The Globe & Mail, lui, se contente de décocher une simple flèche en rappelant le riche CV de Mustapha Kamel Nabli (sa carrière d’économiste à la Banque mondiale et le prix de meilleur gouverneur africain de banque centrale que lui a décerné le magazine African Banker, en mai dernier).

Mise à mal par ces verdicts acerbes, la «troïka» se laisserait tenter par un chauvinisme primaire ou un nationalisme à fleur de peau et pourrait riposter en dénonçant «le diktat de Moody’s» ou «l’impérialisme américain».
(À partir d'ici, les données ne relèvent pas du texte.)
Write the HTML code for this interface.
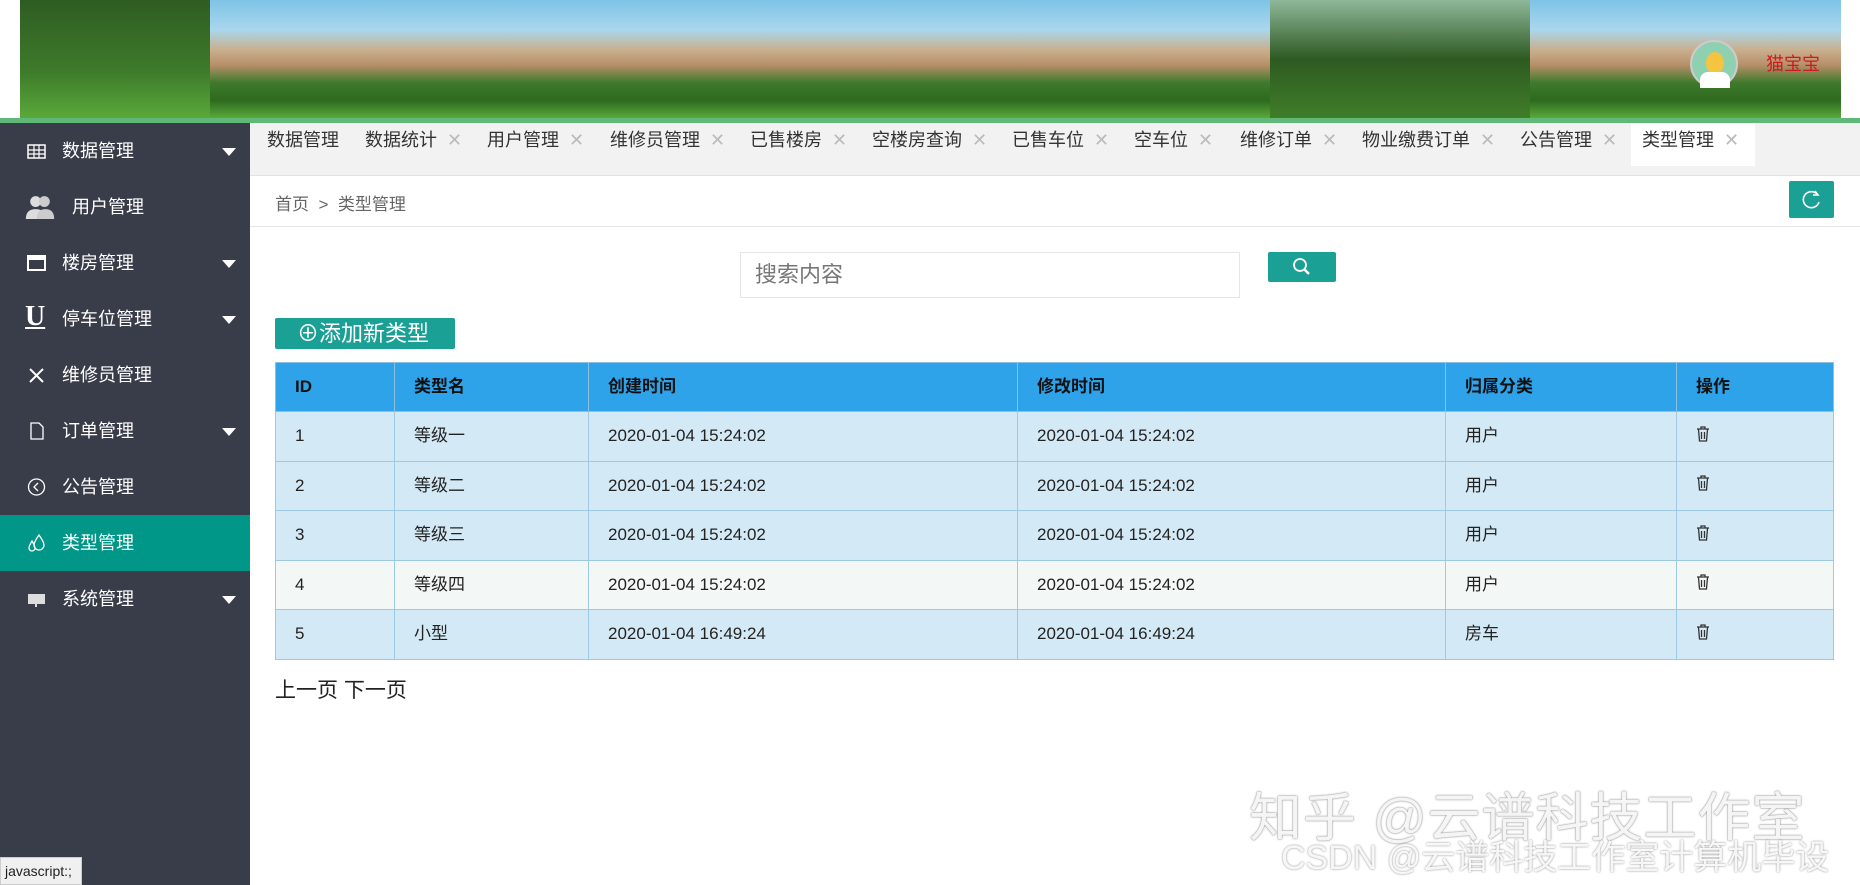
<!DOCTYPE html>
<html><head><meta charset="utf-8"><style>
*{margin:0;padding:0;box-sizing:border-box}
body{width:1860px;height:885px;overflow:hidden;background:#fff;font-family:"Liberation Sans","Noto Sans CJK SC",sans-serif;position:relative}
.hdr{position:absolute;left:20px;top:0;width:1821px;height:118px;background:linear-gradient(180deg,#7ec3e6 0%,#a9d7ee 25%,#c9b08e 42%,#b88f6a 55%,#3f7a2c 70%,#2e6a1e 85%,#5aa83a 100%)}
.hdr .t1{position:absolute;left:0;top:0;width:190px;height:118px;background:linear-gradient(180deg,#2f5c22,#3d7a2a 60%,#5aa83a)}
.hdr .t2{position:absolute;left:1250px;top:0;width:260px;height:118px;background:linear-gradient(180deg,#8fb79a,#2e5a22 50%,#3f7d28)}
.green{position:absolute;left:0;top:118px;width:1860px;height:5px;background:#5fb878}
.side{position:absolute;left:0;top:123px;width:250px;height:762px;background:#393d49}
.si{position:absolute;left:0;width:250px;height:56px;color:#fff;font-size:18px;line-height:56px;padding-left:62px}
.si.act{background:#009688}
.si .ic{position:absolute;left:27px;top:19px;width:19px;height:18px}
.si .ar{position:absolute;right:14px;top:25px;width:0;height:0;border-left:7px solid transparent;border-right:7px solid transparent;border-top:8px solid #fff}
.tabs{position:absolute;left:250px;top:123px;width:1610px;height:53px;background:#f2f2f2;border-bottom:1px solid #e2e2e2}
.tab{position:absolute;top:0;height:43px;line-height:34px;font-size:18px;color:#333}
.tab .x{color:#bbb;margin-left:10px;font-size:18px}
.tab.on{background:#fff}
.bc{position:absolute;left:275px;top:190px;font-size:17px;color:#666}
.line2{position:absolute;left:250px;top:226px;width:1610px;height:1px;background:#e6e6e6}
.ref{position:absolute;left:1789px;top:181px;width:45px;height:37px;background:#1aa094;border-radius:2px}
.inp{position:absolute;left:740px;top:252px;width:500px;height:46px;border:1px solid #e6e6e6;font-size:22px;color:#777;line-height:44px;padding-left:14px}
.sb{position:absolute;left:1268px;top:252px;width:68px;height:30px;background:#1aa094;border-radius:2px}
.add{position:absolute;left:275px;top:318px;width:180px;height:31px;background:#1aa094;color:#fff;font-size:22px;line-height:31px;padding-left:22px;border-radius:2px}
table{position:absolute;left:275px;top:362px;width:1559px;border-collapse:collapse;font-size:17px}
th,td{line-height:20px;vertical-align:middle}
th{background:#2ea3ea;color:#111;height:49px;text-align:left;padding-left:19px;border:1px solid #8cc0e0;font-weight:bold}
td{height:49.5px;padding-left:19px;border:1px solid #9ec9e2;color:#222;background:#d4e9f6}
tr.w td{background:#f3f8f7}
.pg{position:absolute;left:275px;top:674px;font-size:21px;color:#222}
.wm{position:absolute;left:1249px;top:776px;font-size:53px;color:rgba(255,255,255,.9);text-shadow:0 0 2px #999,0 0 1px #777;letter-spacing:1px;white-space:nowrap}
.wm2{position:absolute;left:1281px;top:830px;font-size:34px;color:rgba(255,255,255,.9);text-shadow:0 0 2px #888;white-space:nowrap}
.st{position:absolute;left:0;top:857px;height:28px;width:82px;background:#f0f0f0;border:1px solid #ccc;font-size:14px;line-height:26px;padding-left:4px;color:#222}
</style></head><body>
<div class="hdr"><div class="t1"></div><div class="t2"></div>
<div style="position:absolute;left:1670px;top:40px;width:48px;height:48px;border-radius:50%;background:#8fd0b0;border:2px solid #ccc"><div style="position:absolute;left:14px;top:10px;width:18px;height:22px;border-radius:50%;background:#f5c542"></div><div style="position:absolute;left:8px;top:30px;width:30px;height:16px;background:#fff;border-radius:8px 8px 0 0"></div></div>
<div style="position:absolute;left:1746px;top:50px;color:#d0191a;font-size:18px">猫宝宝</div>
</div>
<div class="green"></div>
<div class="side">
<div class="si" style="top:0"><svg class="ic" viewBox="0 0 19 18"><rect x="1" y="3" width="17" height="13" fill="none" stroke="#fff" stroke-width="1.5"/><path d="M1 8h17M1 12h17M7 3v13M12 3v13" stroke="#fff" stroke-width="1.2"/></svg>数据管理<span class="ar"></span></div>
<div class="si" style="top:56px;padding-left:72px"><svg class="ic" viewBox="0 0 26 22" style="width:30px;height:24px;left:25px;top:16px"><circle cx="9" cy="6" r="5" fill="#ddd"/><path d="M0 22q0-9 9-9t9 9z" fill="#ddd"/><circle cx="17" cy="6" r="5" fill="#ccc"/><path d="M10 22q0-9 8-9t8 9z" fill="#ccc"/></svg>用户管理</div>
<div class="si" style="top:112px"><svg class="ic" viewBox="0 0 19 18"><rect x="1" y="2" width="17" height="14" fill="none" stroke="#fff" stroke-width="2"/><rect x="1" y="2" width="17" height="4" fill="#fff"/></svg>楼房管理<span class="ar"></span></div>
<div class="si" style="top:168px"><span style="position:absolute;left:25px;top:-2px;font-family:'Liberation Serif';font-weight:bold;font-size:28px;text-decoration:underline">U</span>停车位管理<span class="ar"></span></div>
<div class="si" style="top:224px"><svg class="ic" viewBox="0 0 19 18"><path d="M3 3l13 13M16 3L3 16" stroke="#fff" stroke-width="2"/></svg>维修员管理</div>
<div class="si" style="top:280px"><svg class="ic" viewBox="0 0 19 18"><path d="M4 1h8l4 4v12H4z" fill="none" stroke="#fff" stroke-width="1.3"/></svg>订单管理<span class="ar"></span></div>
<div class="si" style="top:336px"><svg class="ic" viewBox="0 0 19 18"><circle cx="9.5" cy="9" r="8" fill="none" stroke="#fff" stroke-width="1.3"/><path d="M11 5l-4 4 4 4" fill="none" stroke="#fff" stroke-width="1.3"/></svg>公告管理</div>
<div class="si act" style="top:392px"><svg class="ic" viewBox="0 0 19 18"><path d="M12 1q5 7 5 10a5 5 0 0 1-10 0q0-3 5-10zM5 7q3 5 3 7a3 3 0 0 1-6 0q0-2 3-7z" fill="none" stroke="#fff" stroke-width="1.3"/></svg>类型管理</div>
<div class="si" style="top:448px"><svg class="ic" viewBox="0 0 19 18"><rect x="1" y="4" width="17" height="10" fill="#ddd"/><path d="M9 14v3" stroke="#ddd" stroke-width="2"/></svg>系统管理<span class="ar"></span></div>
</div>
<div class="tabs">
<div class="tab" style="left:17px">数据管理</div>
<div class="tab" style="left:115px">数据统计<span class="x">✕</span></div>
<div class="tab" style="left:237px">用户管理<span class="x">✕</span></div>
<div class="tab" style="left:360px">维修员管理<span class="x">✕</span></div>
<div class="tab" style="left:500px">已售楼房<span class="x">✕</span></div>
<div class="tab" style="left:622px">空楼房查询<span class="x">✕</span></div>
<div class="tab" style="left:762px">已售车位<span class="x">✕</span></div>
<div class="tab" style="left:884px">空车位<span class="x">✕</span></div>
<div class="tab" style="left:990px">维修订单<span class="x">✕</span></div>
<div class="tab" style="left:1112px">物业缴费订单<span class="x">✕</span></div>
<div class="tab" style="left:1270px">公告管理<span class="x">✕</span></div>
<div class="tab on" style="left:1381px;width:124px;padding-left:11px">类型管理<span class="x">✕</span></div>
</div>
<div class="bc">首页 &nbsp;&gt;&nbsp; 类型管理</div>
<div class="line2"></div>
<div class="ref"><svg viewBox="0 0 45 37" width="45" height="37"><path d="M28 13a8 8 0 1 0 2 8" fill="none" stroke="#fff" stroke-width="1.6"/><path d="M26 10l3 4-5 0" fill="none" stroke="#fff" stroke-width="1.6"/></svg></div>
<div class="inp">搜索内容</div>
<div class="sb"><svg viewBox="0 0 68 30" width="68" height="30"><circle cx="32" cy="13" r="6" fill="none" stroke="#fff" stroke-width="1.8"/><path d="M36 17l5 5" stroke="#fff" stroke-width="2.5"/></svg></div>
<div class="add">⊕添加新类型</div>
<table>
<tr><th style="width:119px">ID</th><th style="width:194px">类型名</th><th style="width:429px">创建时间</th><th style="width:428px">修改时间</th><th style="width:231px">归属分类</th><th>操作</th></tr>
<tr><td>1</td><td>等级一</td><td>2020-01-04 15:24:02</td><td>2020-01-04 15:24:02</td><td>用户</td><td><svg width="14" height="16" viewBox="0 0 14 16"><path d="M1 3h12M5 3V1h4v2M2.5 3.5l1 11.5h7l1-11.5M5.5 6v7M8.5 6v7" fill="none" stroke="#333" stroke-width="1.3"/></svg></td></tr>
<tr><td>2</td><td>等级二</td><td>2020-01-04 15:24:02</td><td>2020-01-04 15:24:02</td><td>用户</td><td><svg width="14" height="16" viewBox="0 0 14 16"><path d="M1 3h12M5 3V1h4v2M2.5 3.5l1 11.5h7l1-11.5M5.5 6v7M8.5 6v7" fill="none" stroke="#333" stroke-width="1.3"/></svg></td></tr>
<tr><td>3</td><td>等级三</td><td>2020-01-04 15:24:02</td><td>2020-01-04 15:24:02</td><td>用户</td><td><svg width="14" height="16" viewBox="0 0 14 16"><path d="M1 3h12M5 3V1h4v2M2.5 3.5l1 11.5h7l1-11.5M5.5 6v7M8.5 6v7" fill="none" stroke="#333" stroke-width="1.3"/></svg></td></tr>
<tr class="w"><td>4</td><td>等级四</td><td>2020-01-04 15:24:02</td><td>2020-01-04 15:24:02</td><td>用户</td><td><svg width="14" height="16" viewBox="0 0 14 16"><path d="M1 3h12M5 3V1h4v2M2.5 3.5l1 11.5h7l1-11.5M5.5 6v7M8.5 6v7" fill="none" stroke="#333" stroke-width="1.3"/></svg></td></tr>
<tr><td>5</td><td>小型</td><td>2020-01-04 16:49:24</td><td>2020-01-04 16:49:24</td><td>房车</td><td><svg width="14" height="16" viewBox="0 0 14 16"><path d="M1 3h12M5 3V1h4v2M2.5 3.5l1 11.5h7l1-11.5M5.5 6v7M8.5 6v7" fill="none" stroke="#333" stroke-width="1.3"/></svg></td></tr>
</table>
<div class="pg">上一页 下一页</div>
<div class="wm">知乎 @云谱科技工作室</div>
<div class="wm2">CSDN @云谱科技工作室计算机毕设</div>
<div class="st">javascript:;</div>
</body></html>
Cette attitude confirmerait, si l’alliance gouvernementale venait à l’adopter, un certain manque de responsabilité, une fuite en avant qui ne s’embarrasse pas d’une bonne dose de populisme. En effet, c’est ce type de discours, auprès d’une certaine catégorie de l’électorat tunisien, qui pourra faire avaler la pilule que s’il y a échec, s’il y a crise, c’est ailleurs, chez l’autre, qu’il faut trouver l’explication. N’a-t-on pas entendu à plusieurs reprises, depuis les élections du 23 octobre 2011, ces accusations trop faciles: «ils nous ont laissé de très legs lourds» ou «ils nous mettent le bâton dans les roues»? Dans le jargon des rugbymen, cela s’appelle «botter en touche».

Cependant, la réalité, elle, reste là toute entière, obstinée et défiante: une révolution déçue, une démocratisation aux ailes coupées, une économie qui ne prend pas son envol, des espoirs de mieux-vivre tardant à se réaliser, etc. Tant de désenchantements, tant de frustrations.